If $AA^T$ is the zero matrix, then $A$ is the zero matrix

Solution 1:

An idea: if we put $\;A=(a_{ij})_{1\le i,j\le n}\;$ , then $\,A^t=(b_{ij})\;$ , with $\,b_{ij}=a_{ji}\,$ , so by definition:

$$AA^t=\left(\sum_{k=1}^n a_{ik}b_{kj}\right)=\left(\sum_{k=1}^n a_{ik}a_{jk}\right)$$

If you now look at the main diagonal's general entry of the above, you get

$$\sum_{k=1}^n a_{ik}a_{ik}=\sum_{k=1}^n a_{ik}^2$$

So if $\,AA^t=0\;$ then the above diagonal's entries are zero, but a sum of squared real numbers is zero iff each number is zero, so...
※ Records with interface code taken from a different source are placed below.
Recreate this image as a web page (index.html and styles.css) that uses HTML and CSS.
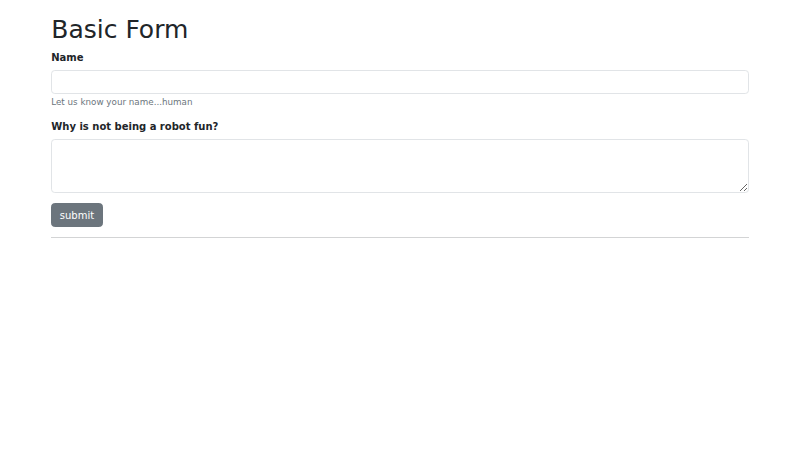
FILE: index.html
```html
<!DOCTYPE html>
<html lang="en">
<head>
<meta charset="utf-8">
<title>Basic Form</title>
<link rel="stylesheet" href="styles.css">
</head>
<body>
<div class="container">
  <h1 class="title">Basic Form</h1>
  <form class="form">
    <div class="field">
      <label class="label" for="name">Name</label>
      <input class="control" type="text" id="name">
      <div class="help">Let us know your name...human</div>
    </div>
    <div class="field">
      <label class="label" for="why">Why is not being a robot fun?</label>
      <textarea class="control area" id="why" rows="3"></textarea>
    </div>
    <button class="btn" type="submit">submit</button>
  </form>
  <hr class="rule">
</div>
</body>
</html>
```

FILE: styles.css
```css
* { box-sizing: border-box; }
html, body { margin: 0; padding: 0; background: #fff; }
body {
  font-family: "DejaVu Sans", sans-serif;
  font-size: 10px;
  line-height: 1.5;
  color: #212529;
}
.container {
  max-width: 712.5px;
  margin: 15px auto 0;
  padding: 0 7.5px;
}
.title {
  font-size: 25px;
  line-height: 30px;
  font-weight: 500;
  margin: 0 0 5px;
}
.form { margin: 0; }
.field { margin-bottom: 10px; }
.label {
  display: inline-block;
  font-weight: 700;
  margin-bottom: 5px;
}
.control {
  display: block;
  width: 100%;
  height: 23.75px;
  padding: 3.75px 7.5px;
  font-family: inherit;
  font-size: 10px;
  line-height: 15px;
  color: #212529;
  background: #fff;
  border: 1px solid #e1e4e7;
  border-radius: 3.75px;
  margin: 0;
}
.area {
  height: 53.75px;
  resize: vertical;
}
.help {
  margin-top: 2.5px;
  font-size: 8.75px;
  line-height: 13.125px;
  color: #6c757d;
}
.btn {
  display: inline-block;
  height: 23.75px;
  padding: 0 7.5px;
  font-family: inherit;
  font-size: 10px;
  line-height: 15px;
  color: #fff;
  background: #6c757d;
  border: 1px solid #6c757d;
  border-radius: 3.75px;
}
.rule {
  margin: 10px 0;
  border: 0;
  border-top: 1px solid #d3d4d5;
  height: 0;
}
```
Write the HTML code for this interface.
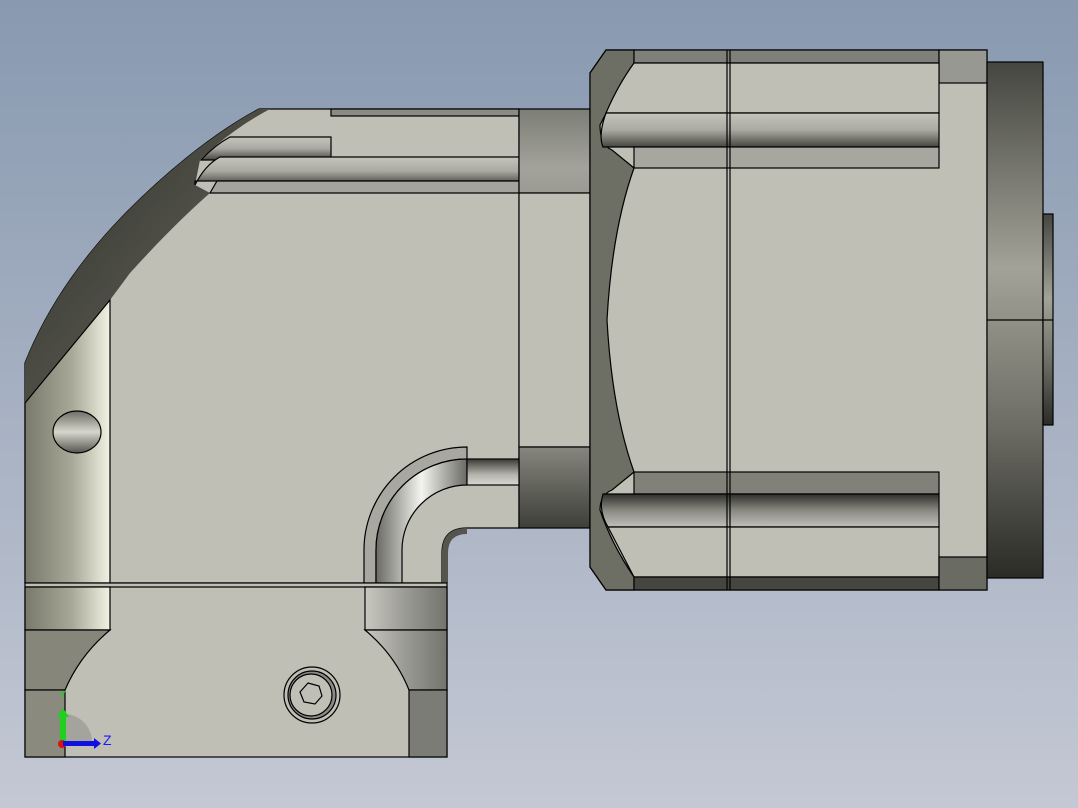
<!DOCTYPE html>
<html><head><meta charset="utf-8"><style>
html,body{margin:0;padding:0;width:1078px;height:808px;overflow:hidden}
svg{display:block}
text{font-family:"Liberation Sans",sans-serif}
</style></head><body>
<svg width="1078" height="808" viewBox="0 0 1078 808" xmlns="http://www.w3.org/2000/svg">
<defs>
<linearGradient id="bg" x1="0" y1="0" x2="0" y2="1"><stop offset="0" stop-color="#8899b0"/><stop offset="1" stop-color="#c4c8d4"/></linearGradient>
<linearGradient id="vstrip" x1="0" y1="0" x2="1" y2="0"><stop offset="0" stop-color="#7a7a6c"/><stop offset="0.55" stop-color="#a8a898"/><stop offset="1" stop-color="#f2f2e4"/></linearGradient>
<linearGradient id="vstripR" x1="0" y1="0" x2="1" y2="0"><stop offset="0" stop-color="#c8c8c0"/><stop offset="0.5" stop-color="#9a9a94"/><stop offset="1" stop-color="#74746e"/></linearGradient>
<linearGradient id="rib" x1="0" y1="0" x2="0" y2="1"><stop offset="0" stop-color="#c4c4bb"/><stop offset="0.5" stop-color="#aaaaa2"/><stop offset="1" stop-color="#45463f"/></linearGradient>
<linearGradient id="ribB" x1="0" y1="0" x2="0" y2="1"><stop offset="0" stop-color="#2e2f2a"/><stop offset="0.5" stop-color="#8a8a82"/><stop offset="1" stop-color="#c0c0b8"/></linearGradient>
<linearGradient id="flange" x1="0" y1="0" x2="0" y2="1"><stop offset="0" stop-color="#45463f"/><stop offset="0.4" stop-color="#a2a298"/><stop offset="0.7" stop-color="#6e6e66"/><stop offset="1" stop-color="#2a2b26"/></linearGradient>
<linearGradient id="collar" x1="0" y1="0" x2="0" y2="1"><stop offset="0" stop-color="#7c7d75"/><stop offset="0.7" stop-color="#a3a39b"/><stop offset="1" stop-color="#9a9a92"/></linearGradient>
<linearGradient id="collarB" x1="0" y1="0" x2="0" y2="1"><stop offset="0" stop-color="#86867e"/><stop offset="1" stop-color="#3e3f38"/></linearGradient>
<linearGradient id="dark" x1="0" y1="0" x2="1" y2="1"><stop offset="0" stop-color="#2f302b"/><stop offset="1" stop-color="#6a6a5e"/></linearGradient>
<linearGradient id="pipeV" x1="0" y1="0" x2="1" y2="0"><stop offset="0" stop-color="#6a6a64"/><stop offset="0.5" stop-color="#f4f4ee"/><stop offset="1" stop-color="#6a6a64"/></linearGradient>
<linearGradient id="pipeH" x1="0" y1="0" x2="0" y2="1"><stop offset="0" stop-color="#3a3b36"/><stop offset="0.6" stop-color="#b4b4ac"/><stop offset="1" stop-color="#d8d8d0"/></linearGradient>
<radialGradient id="hole" cx="0.5" cy="0.5" r="0.6"><stop offset="0" stop-color="#c8c8be"/><stop offset="1" stop-color="#55554c"/></radialGradient>
<linearGradient id="holeG" x1="0" y1="0" x2="0" y2="1"><stop offset="0" stop-color="#6e6e66"/><stop offset="0.5" stop-color="#d6d6cc"/><stop offset="1" stop-color="#55554e"/></linearGradient>
</defs>
<rect width="1078" height="808" fill="url(#bg)"/>
<g stroke="#000" stroke-width="1.2">
<!-- main housing -->
<path d="M25,363 C50,300 90,250 122,217 C160,178 210,135 259,109 L519,109 L519,528 L467,528 Q442,528 442,553 L442,583 L25,583 Z" fill="#bfbfb6"/>
<!-- dark curved band -->
<path d="M25,363 C50,300 90,250 122,217 C160,178 210,135 259,109 L270,109 C240,125 215,145 200,160 L195,185 L210,193 C185,215 160,240 130,273 L110,300 L25,403 Z" fill="url(#dark)" stroke="none"/>
<!-- ribs top -->
<rect x="331" y="109" width="188" height="7" fill="#8a8b83"/>
<path d="M201,160 Q215,145 230,137 L331,137 L331,160 Z" fill="url(#rib)"/>
<path d="M195,185 Q205,165 220,157 L519,157 L519,181 L195,181 Z" fill="url(#rib)"/>
<path d="M210,193 L217,181 L519,181 L519,193 Z" fill="#a4a49c"/>
<!-- left cylinder strip -->
<path d="M25,403 L110,300 L110,583 L25,583 Z" fill="url(#vstrip)"/>
<ellipse cx="77" cy="432" rx="24" ry="21" fill="url(#holeG)"/>
<!-- collar -->
<rect x="519" y="109" width="71" height="84" fill="url(#collar)"/>
<rect x="519" y="193" width="71" height="254" fill="#bfbfb6"/>
<rect x="519" y="447" width="71" height="81" fill="url(#collarB)"/>
<!-- pipe groove -->
<path d="M467,447 A103,103 0 0 0 364,550 L364,583 L376,583 L376,550 A91,91 0 0 1 467,459 Z" fill="#a8a8a0"/>
<path d="M467,459 A91,91 0 0 0 376,550 L376,583 L402,583 L402,550 A65,65 0 0 1 467,485 Z" fill="url(#pipeV)"/>
<rect x="467" y="459" width="52" height="26" fill="url(#pipeH)"/>
<path d="M467,528 Q442,528 442,553 L442,583 L448,583 L448,553 Q448,534 467,534 Z" fill="#55554e" stroke="none"/>
<!-- lower block -->
<rect x="25" y="583" width="422" height="174" fill="#bfbfb6"/>
<line x1="25" y1="587" x2="447" y2="587"/>
<path d="M25,587 L110,587 L110,630 L25,630 Z" fill="url(#vstrip)"/>
<path d="M25,630 L110,630 Q80,655 65,690 L25,690 Z" fill="#86867a"/>
<rect x="25" y="690" width="40" height="67" fill="#8a8a7e"/>
<path d="M365,587 L447,587 L447,630 L365,630 Z" fill="url(#vstripR)"/>
<path d="M365,630 L447,630 L447,690 L409,690 Q395,655 365,630 Z" fill="url(#vstripR)"/>
<rect x="409" y="690" width="38" height="67" fill="#7c7c76"/>
<circle cx="312" cy="695" r="28" fill="#bfbfb6"/>
<circle cx="312" cy="695" r="24" fill="#8a8a84"/>
<circle cx="311" cy="695" r="21" fill="#c0c0b7"/>
<polygon points="308,683 319,686 322,696 315,704 304,702 300,692" fill="#bfbfb6"/>
<!-- motor -->
<path d="M590,73 L606,50 L987,50 L987,590 L606,590 L590,567 Z" fill="#bfbfb6"/>
<path d="M590,73 L606,50 L634,50 L634,63 Q615,95 600,125 Q600,145 612,150 L634,168 Q612,230 607,320 Q612,410 634,472 L612,490 Q600,495 600,510 Q612,545 634,577 L634,590 L606,590 L590,567 Z" fill="#6d6e64"/>
<rect x="634" y="50" width="305" height="13" fill="#7f807a"/>
<rect x="939" y="50" width="48" height="33" fill="#979891"/>
<path d="M634,63 L939,63 L939,113 L606,113 Q618,85 634,63 Z" fill="#bfbfb6"/>
<path d="M606,113 L939,113 L939,147 L603,147 Q598,135 606,113 Z" fill="url(#rib)"/>
<rect x="634" y="147" width="305" height="21" fill="#a7a79f"/>
<rect x="634" y="472" width="305" height="22" fill="#81817a"/>
<path d="M603,494 L939,494 L939,527 L608,527 Q598,510 603,494 Z" fill="url(#ribB)"/>
<path d="M608,527 L939,527 L939,577 L634,577 Q620,550 608,527 Z" fill="#bfbfb6"/>
<rect x="634" y="577" width="305" height="13" fill="#45463f"/>
<rect x="939" y="557" width="48" height="33" fill="#6a6b63"/>
<line x1="727" y1="50" x2="727" y2="590"/>
<line x1="730" y1="50" x2="730" y2="590"/>
<rect x="987" y="62" width="56" height="516" fill="url(#flange)"/>
<rect x="1043" y="214" width="10" height="211" fill="url(#flange)"/>
<line x1="987" y1="320" x2="1053" y2="320"/>
</g>
<!-- triad -->
<path d="M64,742 A28,28 0 0 1 92,742 Z M64,714 A28,28 0 0 1 92,742 L64,742 Z" fill="#8a8a84" opacity="0.5"/>
<rect x="60" y="715" width="6" height="30" fill="#1fd01f"/>
<polygon points="57,717 63,708 69,717" fill="#1fd01f"/>
<circle cx="62" cy="744" r="4" fill="#e01010"/>
<rect x="63" y="741" width="32" height="5" fill="#1010e0"/>
<polygon points="94,738 101,743.5 94,749" fill="#1010e0"/>
<text x="103" y="745" font-size="14" fill="#1a1aff">Z</text>
<text x="59" y="698" font-size="11" fill="#1fd01f">Y</text>
</svg>
</body></html>
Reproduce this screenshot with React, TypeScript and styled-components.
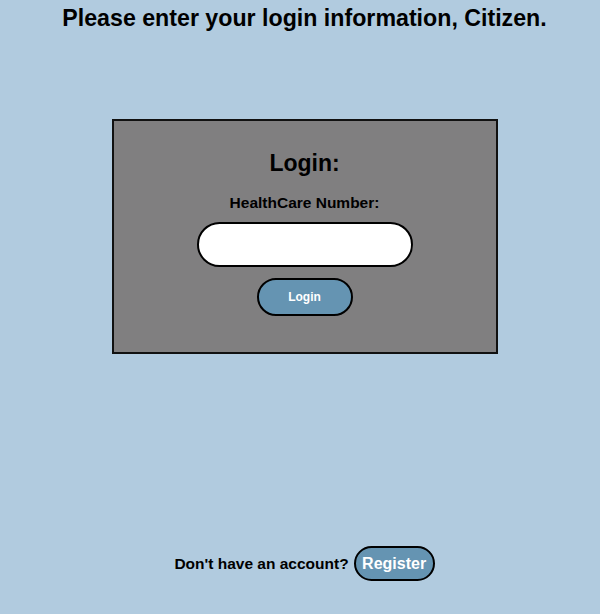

The same result is true with complex matrices if instead we require $\,AA^*=0\;,\;\;A^*:=\overline{A^t}\;$

Solution 2:

Here's a more matrix algebraic, less coordinate dependent way to do it: for any matrix $M$, we have $\langle M^Tx, y \rangle = \langle x, My \rangle$ for the standard inner product. Then if $A^TA = 0$, $\langle x, A^TAx \rangle =0$, so $\langle Ax, Ax\rangle =0$, whence $Ax = 0$ for all $x$, whence $A = 0$. Same idea works if $AA^T = 0$. Cheers.